NSA, DOJ Still Aren’t Letting Defendants Know They’re Using Section 702 Evidence Against Them

This just doesn’t happen. The NSA encourages parallel construction to obscure the true source of evidence used in court cases. The FBI’s access to Section 702 collections makes this much easier. It allows the FBI to present NSA evidence as its own, heading off any scrutiny of the NSA’s programs and collection methods.

The NSA was always supposed to hand over this information. It’s been mandatory for years. But it doesn’t. After it was reported the NSA has misled none other than the Supreme Court of the United States about its fulfillment of evidentiary obligations, the agency briefly began complying with the law. It issued five notices in the span of a year (2013-2014) before going dark again.

It appears the NSA’s brief flirtation with statutory compliance was just that: brief, cheap, and completely hollow. A show of compliance was made but the NSA had no intention of acting in good faith going forward. The Intercept is publishing more Snowden docs, these ones confirming the NSA’s continued obligation-shirking.

A Uzbekistani man living in the US has just been convicted of terrorism charges — something that followed several months of interaction with two FBI informants, including one who actually lived with him during the course of the investigation. The DOJ got its conviction, but it did it without fulfilling its statutory obligations.
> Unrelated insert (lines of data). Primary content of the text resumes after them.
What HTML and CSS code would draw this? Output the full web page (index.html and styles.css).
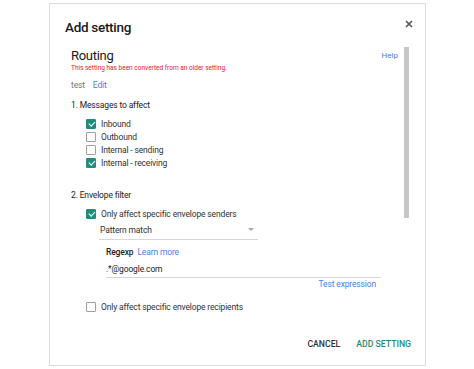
FILE: index.html
```html
<!DOCTYPE html>
<html lang="en">
<head>
    <meta charset="UTF-8">
    <title>Add setting</title>
    <link rel="stylesheet" href="styles.css">
</head>
<body>
    <!-- Dialog -->
    <div class="dialog">
        <header class="dialog-head">
            <h1>Add setting</h1>
            <svg class="close" width="8" height="8" viewBox="0 0 8 8">
                <path d="M1 1 L7 7 M7 1 L1 7" stroke="#555" stroke-width="1.6"/>
            </svg>
        </header>

        <div class="dialog-body">
            <div class="content">
                <div class="title-row">
                    <h2>Routing</h2>
                    <a href="#" class="link help">Help</a>
                </div>
                <p class="warning">This setting has been converted from an older setting.</p>
                <p class="name-row"><span class="name">test</span><a href="#" class="link">Edit</a></p>

                <h3>1. Messages to affect</h3>
                <ul class="checks">
                    <li><span class="box checked"></span>Inbound</li>
                    <li><span class="box"></span>Outbound</li>
                    <li><span class="box"></span>Internal - sending</li>
                    <li><span class="box checked"></span>Internal - receiving</li>
                </ul>

                <h3 class="section-2">2. Envelope filter</h3>
                <ul class="checks">
                    <li><span class="box checked"></span>Only affect specific envelope senders</li>
                </ul>
                <div class="select">
                    <span>Pattern match</span>
                    <span class="arrow"></span>
                </div>
                <div class="regexp">
                    <p class="regexp-label"><b>Regexp</b><a href="#" class="link">Learn more</a></p>
                    <div class="text-input">.*@google.com</div>
                    <p class="test-link"><a href="#" class="link">Test expression</a></p>
                </div>
                <ul class="checks recipients">
                    <li><span class="box"></span>Only affect specific envelope recipients</li>
                </ul>
            </div>
            <div class="scrollbar"><div class="thumb"></div></div>
        </div>

        <footer class="dialog-foot">
            <button class="btn">Cancel</button>
            <button class="btn primary">Add setting</button>
        </footer>
    </div>
</body>
</html>
```

FILE: styles.css
```css
/* Global */
body {
    margin: 0;
    background: #fff;
    font-family: Roboto, 'Liberation Sans', Arial, sans-serif;
    color: #222;
}

p, h1, h2, h3, ul {
    margin: 0;
    padding: 0;
}

.link {
    color: #4a80e0;
    text-decoration: none;
}

/* Dialog frame */
.dialog {
    box-sizing: border-box;
    margin: 3px 0 0 49px;
    width: 377px;
    height: 363px;
    border: 1px solid #dcdcdc;
    display: flex;
    flex-direction: column;
}

.dialog-head {
    display: flex;
    justify-content: space-between;
    align-items: flex-start;
    padding: 13px 12px 9px 15px;
}

.dialog-head h1 {
    font-size: 13.5px;
    line-height: 20px;
    font-weight: 500;
    letter-spacing: -0.3px;
    color: #1a1a1a;
}

.close {
    margin-top: 3px;
}

/* Body with scrollbar */
.dialog-body {
    display: flex;
    padding-left: 21px;
}

.content {
    width: 327px;
    font-size: 8.5px;
    letter-spacing: -0.15px;
}

.scrollbar {
    margin: 1px 0 0 6px;
    width: 5px;
}

.thumb {
    height: 171px;
    background: #c6c6c6;
}

.title-row {
    display: flex;
    justify-content: space-between;
    align-items: center;
    height: 18px;
    margin-top: 1px;
}

.title-row h2 {
    font-size: 13px;
    line-height: 18px;
    font-weight: 400;
    letter-spacing: -0.3px;
    color: #1a1a1a;
}

.help {
    font-size: 8px;
    letter-spacing: 0;
    margin-top: -2px;
}

.warning {
    margin-top: -2px;
    font-size: 6.5px;
    letter-spacing: 0;
    line-height: 10px;
    color: #e5202b;
}

.name-row {
    margin-top: 6px;
    line-height: 12px;
}

.name {
    color: #777;
    margin-right: 8px;
}

h3 {
    margin-top: 8px;
    font-size: 8.5px;
    line-height: 12px;
    font-weight: 400;
    color: #222;
}

h3.section-2 {
    margin-top: 20px;
}

/* Checkboxes */
.checks {
    list-style: none;
    margin-top: 6px;
    padding-left: 15px;
}

.checks li {
    display: flex;
    align-items: center;
    height: 13px;
    color: #333;
}

.box {
    box-sizing: border-box;
    width: 10px;
    height: 10px;
    margin-right: 5px;
    border: 1px solid #a0a0a0;
    border-radius: 1px;
    position: relative;
}

.box.checked {
    background: #1f8d7e;
    border-color: #1f8d7e;
}

.box.checked::after {
    content: "";
    position: absolute;
    left: 2.5px;
    top: 0.5px;
    width: 2.5px;
    height: 5px;
    border: solid #fff;
    border-width: 0 1.3px 1.3px 0;
    transform: rotate(45deg);
}

/* Pattern select */
.select {
    display: flex;
    justify-content: space-between;
    align-items: center;
    margin-left: 28px;
    width: 159px;
    height: 20px;
    padding-left: 1px;
    padding-right: 4px;
    box-sizing: border-box;
    border-bottom: 1px solid #d6d6d6;
    color: #333;
}

.arrow {
    width: 0;
    height: 0;
    border-left: 3px solid transparent;
    border-right: 3px solid transparent;
    border-top: 3px solid #aaa;
}

/* Regexp field */
.regexp {
    margin: 6px 0 0 35px;
    width: 275px;
}

.regexp-label {
    line-height: 12px;
}

.regexp-label b {
    font-weight: 500;
    margin-right: 4px;
}

.text-input {
    margin-top: 3px;
    line-height: 16px;
    border-bottom: 1px solid #d6d6d6;
    color: #222;
}

.test-link {
    text-align: right;
    padding-right: 5px;
    line-height: 12px;
}

.checks.recipients {
    margin-top: 10px;
}

/* Footer buttons */
.dialog-foot {
    margin-top: auto;
    display: flex;
    justify-content: flex-end;
    gap: 16px;
    padding: 0 14px 15px 0;
}

.btn {
    border: none;
    background: none;
    padding: 0;
    font-family: inherit;
    font-size: 8.7px;
    line-height: 12px;
    font-weight: 500;
    text-transform: uppercase;
    color: #333;
}

.btn.primary {
    color: #1f8d74;
}
```
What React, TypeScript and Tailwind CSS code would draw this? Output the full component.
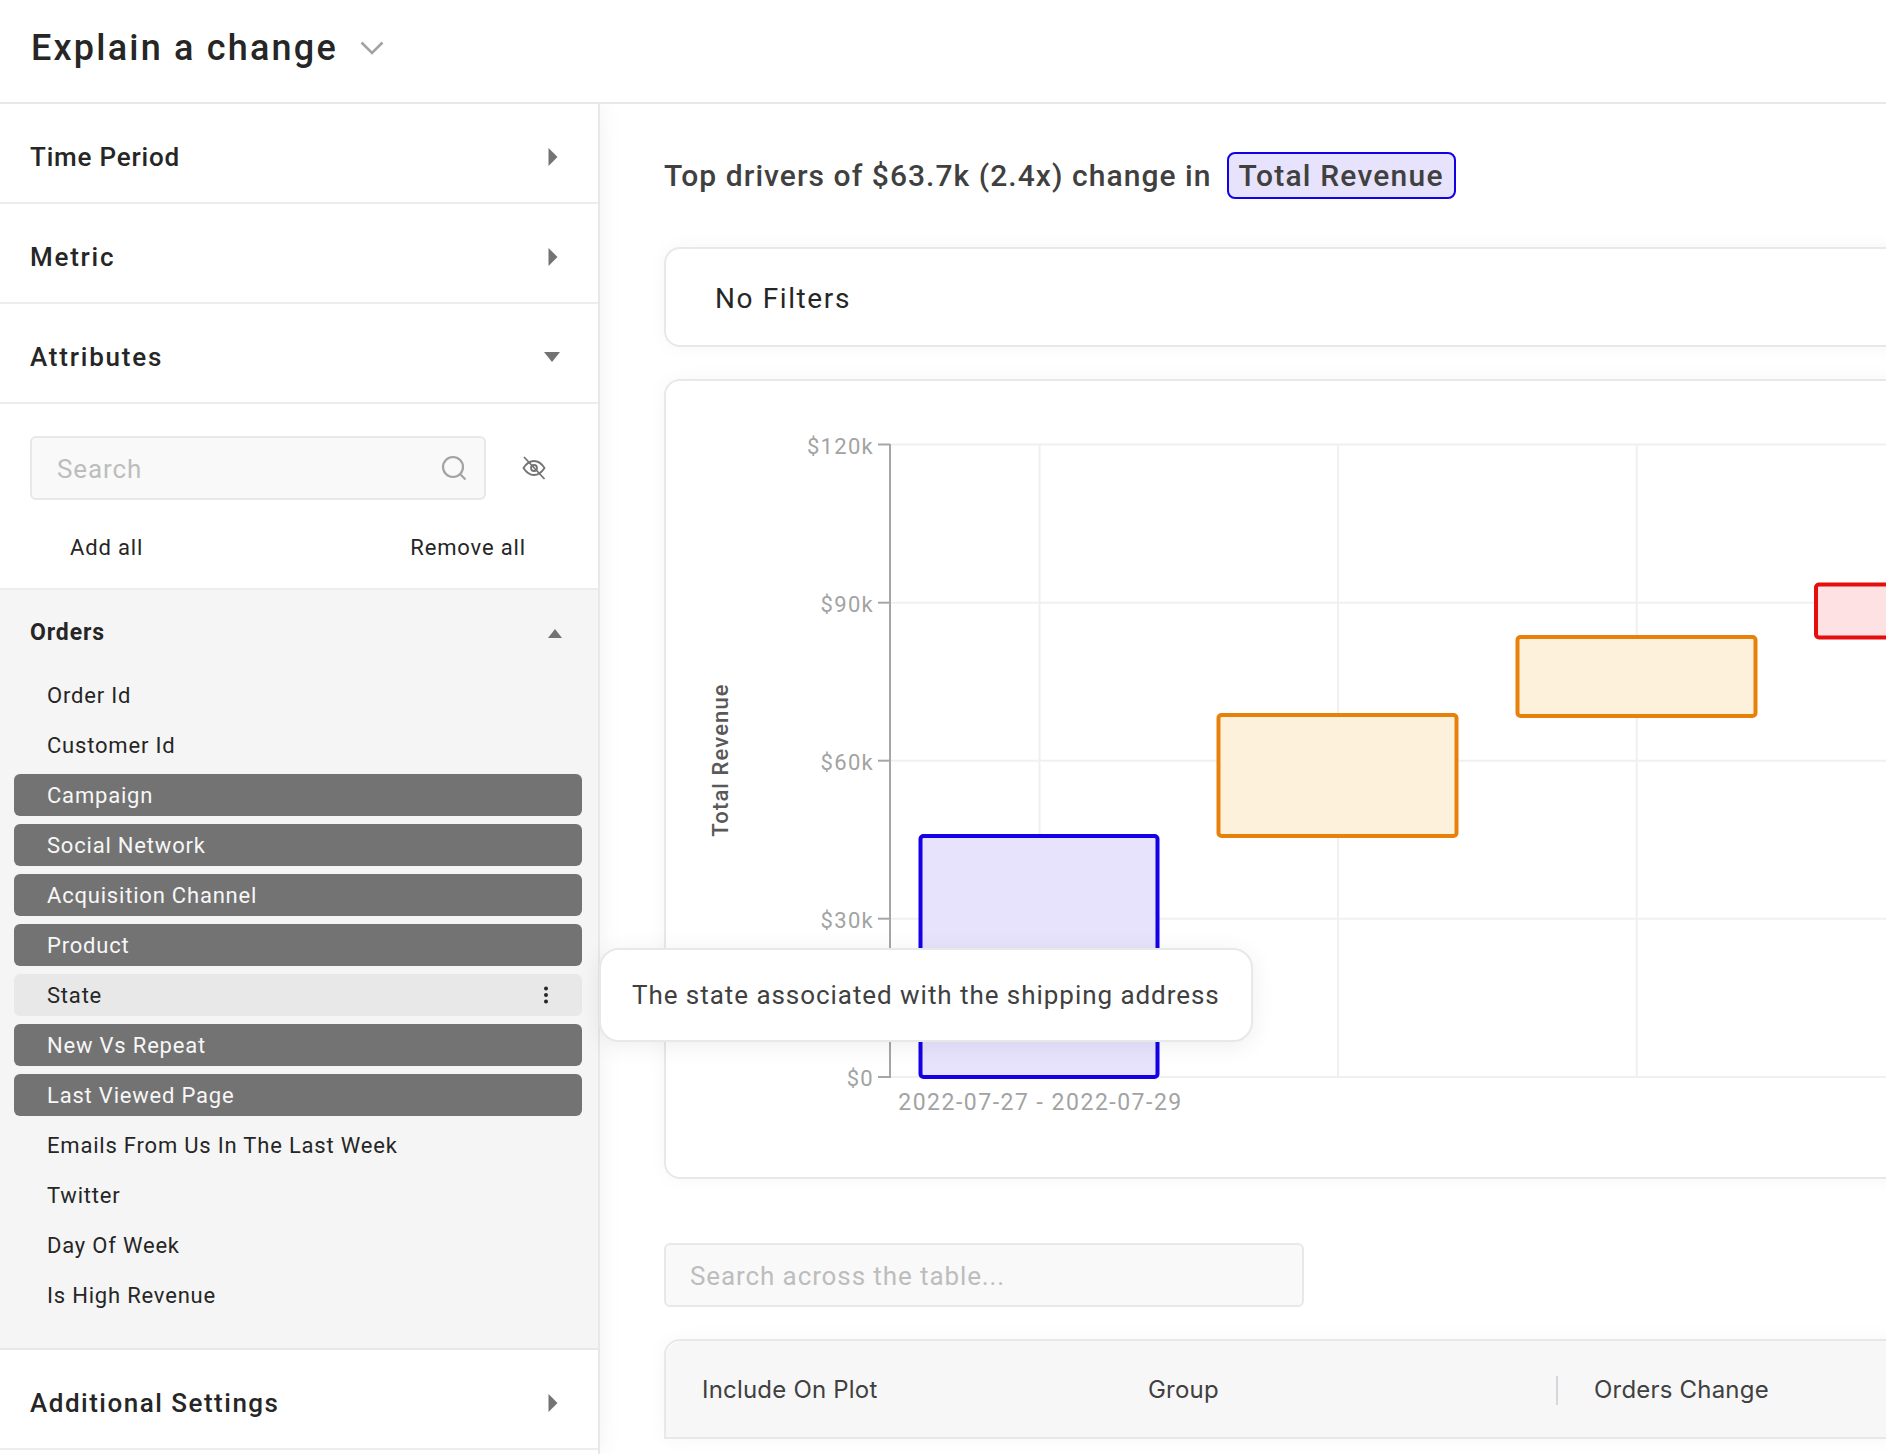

[J]ustice Department lawyers gained their conviction against Kurbanov after failing to disclose a legally significant fact: Kurbanov’s conversations with his alleged terrorist associate had been captured through PRISM, a National Security Agency mass surveillance program whose existence was revealed in documents provided by whistleblower Edward Snowden. Under PRISM, the government obtains communications directly from at least eight large technology companies without the need for warrants, a type of practice authorized in 2008, when Congress provided new surveillance powers under FISA.

Using this collection program, along with the NSA’s interpretation of its statutory obligations, no court anywhere is being informed about the collection itself or its use against defendants. When pressed for answers, the DOJ tends to respond with a hoisting of its national security talisman, which usually wards off additional judicial scrutiny.

The DOJ’s oversight — and the NSA’s — should know something’s wrong. It’s not as though all of this information can only be gleaned from leaked classified documents.

A nationwide review of federal court records by The Intercept found that of 75 terrorism defendants notified of some type of FISA spying since Section 702 became law, just 10 received notice of Section 702 surveillance. And yet Section 702 was credited with “well over 100 arrests on terrorism-related offenses” in a July 2014 report from the Privacy and Civil Liberties Oversight Board…

Those hyping a clean reauth of Section 702 are prone to pointing at gaudy numbers like that one. But they’re also willing to overlook the much smaller numbers showing the NSA isn’t playing by the rules. I guess we’re just supposed to accept the fact that terrorist prosecutions will never be according to Hoyle. That’s the price we pay for security, apparently: a mockery of due process and checks and balances in service of the greater good.